= No Place to Hide (Lost in Space) =

Unaired 1965 pilot episode

"No Place to Hide" is the unaired 1965 pilot episode produced for CBS to promote the television series Lost in Space. The episode was directed by series creator Irwin Allen.

==Plot synopsis==
The spacecraft Gemini 12 was intended to undertake a century-long flight to Alpha Centauri, with its crew in suspended animation. The six-person crew consisted of a family of five (the Robinsons including John, Maureen, Will, Penny, and Judy.) and one geologist (Don West). The ship was damaged by a meteor storm shortly after liftoff. The resulting damage sent the Gemini 12 out of control, and it was presumed lost in space.

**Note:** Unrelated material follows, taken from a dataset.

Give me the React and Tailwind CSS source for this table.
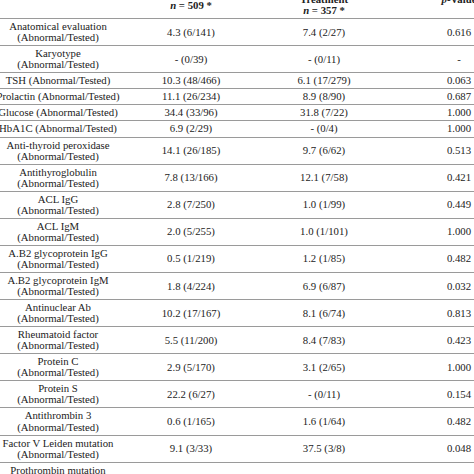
import React from "react";

// rows: [name, second line?, col2, col3, p]
const rows = [
  ["Anatomical evaluation", "(Abnormal/Tested)", "4.3 (6/141)", "7.4 (2/27)", "0.616"],
  ["Karyotype", "(Abnormal/Tested)", "- (0/39)", "- (0/11)", "-"],
  ["TSH (Abnormal/Tested)", null, "10.3 (48/466)", "6.1 (17/279)", "0.063"],
  ["Prolactin (Abnormal/Tested)", null, "11.1 (26/234)", "8.9 (8/90)", "0.687"],
  ["Glucose (Abnormal/Tested)", null, "34.4 (33/96)", "31.8 (7/22)", "1.000"],
  ["HbA1C (Abnormal/Tested)", null, "6.9 (2/29)", "- (0/4)", "1.000"],
  ["Anti-thyroid peroxidase", "(Abnormal/Tested)", "14.1 (26/185)", "9.7 (6/62)", "0.513"],
  ["Antithyroglobulin", "(Abnormal/Tested)", "7.8 (13/166)", "12.1 (7/58)", "0.421"],
  ["ACL IgG", "(Abnormal/Tested)", "2.8 (7/250)", "1.0 (1/99)", "0.449"],
  ["ACL IgM", "(Abnormal/Tested)", "2.0 (5/255)", "1.0 (1/101)", "1.000"],
  ["A.B2 glycoprotein IgG", "(Abnormal/Tested)", "0.5 (1/219)", "1.2 (1/85)", "0.482"],
  ["A.B2 glycoprotein IgM", "(Abnormal/Tested)", "1.8 (4/224)", "6.9 (6/87)", "0.032"],
  ["Antinuclear Ab", "(Abnormal/Tested)", "10.2 (17/167)", "8.1 (6/74)", "0.813"],
  ["Rheumatoid factor", "(Abnormal/Tested)", "5.5 (11/200)", "8.4 (7/83)", "0.423"],
  ["Protein C", "(Abnormal/Tested)", "2.9 (5/170)", "3.1 (2/65)", "1.000"],
  ["Protein S", "(Abnormal/Tested)", "22.2 (6/27)", "- (0/11)", "0.154"],
  ["Antithrombin 3", "(Abnormal/Tested)", "0.6 (1/165)", "1.6 (1/64)", "0.482"],
  ["Factor V Leiden mutation", "(Abnormal/Tested)", "9.1 (3/33)", "37.5 (3/8)", "0.048"],
  ["Prothrombin mutation", "(Abnormal/Tested)", "", "", ""],
];

const cell = "px-1 py-[2px] text-center align-middle border-b border-[#9a9a9a]";

export default function App() {
  return (
    <div className="w-[474px] h-[474px] overflow-hidden bg-white">
      <table
        className="table-fixed border-collapse w-[536px] -ml-[9px] -mt-[19px] text-[10.75px] leading-[11.05px] text-[#222]"
        style={{ fontFamily: '"Liberation Serif", "Times New Roman", serif' }}
      >
        <colgroup>
          <col className="w-[134px]" />
          <col className="w-[132px]" />
          <col className="w-[134px]" />
          <col className="w-[136px]" />
        </colgroup>
        <thead>
          <tr className="font-bold">
            <th className={cell}></th>
            <th className={cell}>
              No Treatment
              <br />
              <i>n</i> = 509 *
            </th>
            <th className={cell}>
              Received
              <br />
              Treatment
              <br />
              <i>n</i> = 357 *
            </th>
            <th className={cell}>
              <i>p</i>-Value
            </th>
          </tr>
        </thead>
        <tbody>
          {rows.map((r) => (
            <tr key={r[0]}>
              <td className={cell}>
                {r[0]}
                {r[1] && (
                  <>
                    <br />
                    {r[1]}
                  </>
                )}
              </td>
              <td className={cell}>{r[2]}</td>
              <td className={cell}>{r[3]}</td>
              <td className={cell}>{r[4]}</td>
            </tr>
          ))}
        </tbody>
      </table>
    </div>
  );
}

The disabled ship crashed on a habitable planet. After the crash, controlled regeneration awoke the crew from three years in suspended animation. After six months on the planet, the ship's captain and family patriarch, Dr. John Robinson, remained hopeful of making repairs and resuming the flight; however, the crew then began to encounter serious weather problems, requiring them to abandon the spacecraft and hurry south to avoid freezing. After encountering a giant Cyclops, discovering an abandoned castle in a cave, and undertaking the perilous crossing of an inland sea, they reached a tropical sanctuary where they were observed by aliens.

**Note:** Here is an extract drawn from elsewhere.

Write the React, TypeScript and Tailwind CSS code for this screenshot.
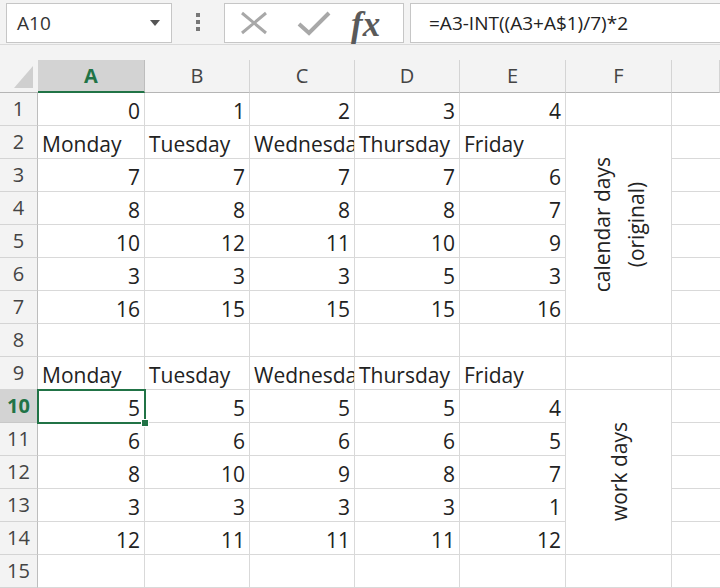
import React from "react";

const font = { fontFamily: '"Open Sans", "Noto Sans", sans-serif' };

type Cell = string | number | null;

const days = ["Monday", "Tuesday", "Wednesday", "Thursday", "Friday"];

const rows: Cell[][] = [
  [0, 1, 2, 3, 4],
  days,
  [7, 7, 7, 7, 6],
  [8, 8, 8, 8, 7],
  [10, 12, 11, 10, 9],
  [3, 3, 3, 5, 3],
  [16, 15, 15, 15, 16],
  [null, null, null, null, null],
  days,
  [5, 5, 5, 5, 4],
  [6, 6, 6, 6, 5],
  [8, 10, 9, 8, 7],
  [3, 3, 3, 3, 1],
  [12, 11, 11, 11, 12],
  [null, null, null, null, null],
];

const cols = ["A", "B", "C", "D", "E", "F", ""];

export default function App() {
  return (
    <div className="w-[720px] h-[588px] overflow-hidden bg-white text-[#222]" style={font}>
      {/* formula bar */}
      <div className="h-[45px] bg-[#f3f3f3] border-b border-[#dadada] flex items-start relative">
        <div className="ml-[6px] mt-[3px] w-[166px] h-[40px] bg-white border border-[#c6c6c6] flex items-center justify-between pl-[10px] pr-[10px]">
          <span className="text-[19px] text-[#333]">A10</span>
          <svg width="12" height="8" viewBox="0 0 12 8">
            <path d="M1 1 L11 1 L6 7 Z" fill="#555" />
          </svg>
        </div>
        <div className="w-[52px] h-[43px] flex flex-col items-center justify-center gap-[3px]">
          <div className="w-[4px] h-[4px] bg-[#777]" />
          <div className="w-[4px] h-[4px] bg-[#777]" />
          <div className="w-[4px] h-[4px] bg-[#777]" />
        </div>
        <div className="mt-[3px] w-[180px] h-[40px] bg-white border border-[#c6c6c6] flex items-center">
          <svg width="30" height="26" viewBox="0 0 30 26" className="ml-[14px]">
            <path d="M3 3 L27 23 M27 3 L3 23" stroke="#a8a8a8" strokeWidth="3" fill="none" />
          </svg>
          <svg width="34" height="26" viewBox="0 0 34 26" className="ml-[28px]">
            <path d="M2 14 L12 23 L32 3" stroke="#a8a8a8" strokeWidth="4" fill="none" />
          </svg>
          <span
            className="ml-[20px] mt-[2px] text-[35px] italic font-bold leading-none text-[#5a5a5a]"
            style={{ fontFamily: '"Liberation Serif", "DejaVu Serif", serif' }}
          >
            fx
          </span>
        </div>
        <div className="ml-[6px] mt-[3px] flex-1 h-[40px] bg-white border border-[#c6c6c6] border-r-0 flex items-center pl-[18px]">
          <span className="text-[19px] text-[#222]">=A3-INT((A3+A$1)/7)*2</span>
        </div>
      </div>
      <div className="h-[15px] bg-[#f3f3f3]" />
      {/* grid */}
      <div className="relative grid grid-cols-[38px_107px_105px_105px_105px_106px_106px_1fr] grid-rows-[33px_repeat(15,33px)]">
        {/* corner */}
        <div className="bg-[#f3f3f3] border-b border-[#b5b5b5] flex items-end justify-end pr-[5px] pb-[4px]">
          <svg width="19" height="22" viewBox="0 0 19 22">
            <path d="M0 22 L19 22 L19 0 Z" fill="#cfcfcf" />
          </svg>
        </div>
        {cols.map((c, i) =>
          c === "A" ? (
            <div
              key={"h" + i}
              className="bg-[#d3d3d3] border-b-2 border-[#217346] border-r border-r-[#bdbdbd] flex items-center justify-center text-[20px] font-bold text-[#217346]"
            >
              A
            </div>
          ) : (
            <div
              key={"h" + i}
              className="bg-[#f3f3f3] border-b border-[#b5b5b5] border-r border-r-[#d4d4d4] flex items-center justify-center text-[20px] text-[#444]"
            >
              {c}
            </div>
          )
        )}
        {rows.map((r, ri) => {
          const rowNum = ri + 1;
          const selRow = rowNum === 10;
          const cells: React.ReactNode[] = [];
          cells.push(
            <div
              key={"rh" + ri}
              className={
                selRow
                  ? "bg-[#d3d3d3] border-b border-[#c8c8c8] border-r border-r-[#bdbdbd] flex items-center justify-center text-[20px] font-bold text-[#217346]"
                  : "bg-[#f3f3f3] border-b border-[#d4d4d4] border-r border-r-[#bdbdbd] flex items-center justify-center text-[20px] text-[#444]"
              }
              style={{ gridRow: rowNum + 1, gridColumn: 1 }}
            >
              {rowNum}
            </div>
          );
          r.forEach((v, ci) => {
            const isNum = typeof v === "number";
            cells.push(
              <div
                key={"c" + ri + "-" + ci}
                className={
                  "border-b border-r border-[#d9d9d9] overflow-hidden whitespace-nowrap flex items-end text-[21px] leading-[27px] " +
                  (isNum ? "justify-end pr-[4px]" : "justify-start pl-[4px]")
                }
                style={{ gridRow: rowNum + 1, gridColumn: ci + 2 }}
              >
                {v === null ? "" : String(v)}
              </div>
            );
          });
          if (rowNum === 1 || rowNum === 8 || rowNum === 9 || rowNum === 15) {
            cells.push(
              <div
                key={"f" + ri}
                className="border-b border-r border-[#d9d9d9]"
                style={{ gridRow: rowNum + 1, gridColumn: 7 }}
              />
            );
          }
          cells.push(
            <div
              key={"g" + ri}
              className="border-b border-[#d9d9d9]"
              style={{ gridRow: rowNum + 1, gridColumn: 8 }}
            />
          );
          return cells;
        })}
        {/* merged F2:F7 */}
        <div
          className="border-b border-r border-[#d9d9d9] flex items-center justify-center"
          style={{ gridRow: "3 / 9", gridColumn: 7 }}
        >
          <div className="[writing-mode:vertical-rl] rotate-180 text-center text-[21px] leading-[34px]">
            calendar days
            <br />
            (original)
          </div>
        </div>
        {/* merged F10:F14 */}
        <div
          className="border-b border-r border-[#d9d9d9] flex items-center justify-center"
          style={{ gridRow: "11 / 16", gridColumn: 7 }}
        >
          <div className="[writing-mode:vertical-rl] rotate-180 text-center text-[21px] leading-[34px]">
            work days
          </div>
        </div>
        {/* selection */}
        <div className="absolute left-[37px] top-[329px] w-[109px] h-[35px] border-2 border-[#217346] pointer-events-none" />
        <div className="absolute left-[141px] top-[359px] w-[8px] h-[8px] bg-[#217346] border border-white" />
      </div>
    </div>
  );
}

==Comparison to later series==
The pilot featured a single-deck, sub-lightspeed, interstellar, flying saucer spacecraft known as the Gemini 12, which was renamed and redesigned as the Jupiter 2 for the actual series. Unlike the Jupiter 2, the Gemini 12 had no airlock, no seats for the pilot, very few controls at the front of the craft, no elevator, no landing gear, and a crew of only six. The ship did, however, carry a Chariot all-terrain vehicle, and the Jet Pack flying device.

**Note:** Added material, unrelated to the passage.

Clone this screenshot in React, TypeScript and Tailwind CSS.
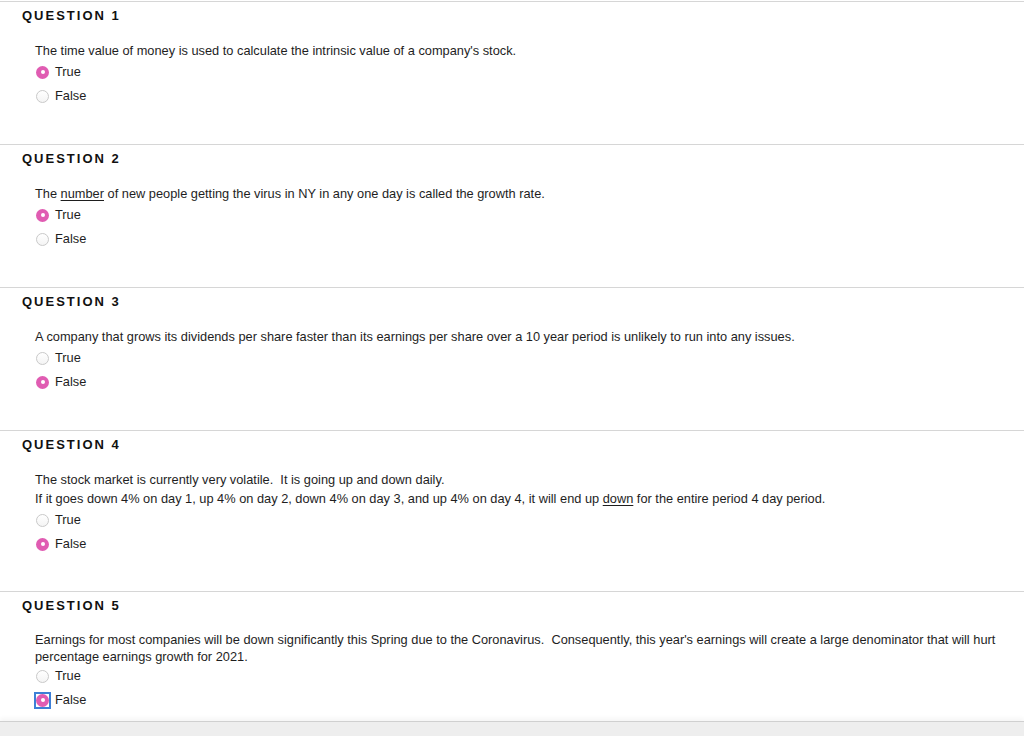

The episode portrayed the entire crew as intellectually gifted or accomplished: both John and Maureen Robinson had doctoral degrees, their children were prodigies, and Don West was identified as a doctor of geology. The pilot did not include later series regulars Dr. Zachary Smith or the Robot. It was instead about the adventures of the Robinsons, a happy family. The cooperative, friendly family depicted in the pilot were somewhat less so in the series, and still more different from the dysfunctional space family depicted in the 1998 spin-off motion picture.

The theme music for this pilot was taken from the 1951 film The Day the Earth Stood Still.

Nearly all of the footage from the pilot was reused, finding its way into the first five episodes of the weekly series. Although there were obvious inconsistencies, the incorporation was nevertheless creatively carried out.

==Release==
The 1965 pilot was not broadcast until 1993, when June Lockhart hosted the Sci-Fi Channel's first Pilot Playhouse. The special aired the pilot episodes of many sci-fi series including the Robot-less and Dr. Smith-less pilot of "Lost in Space" titled "No Place to Hide."

The pilot was released as part of a mail-order VHS box set from Columbia House, Lost in Space: The Collector's Edition, in February 1995.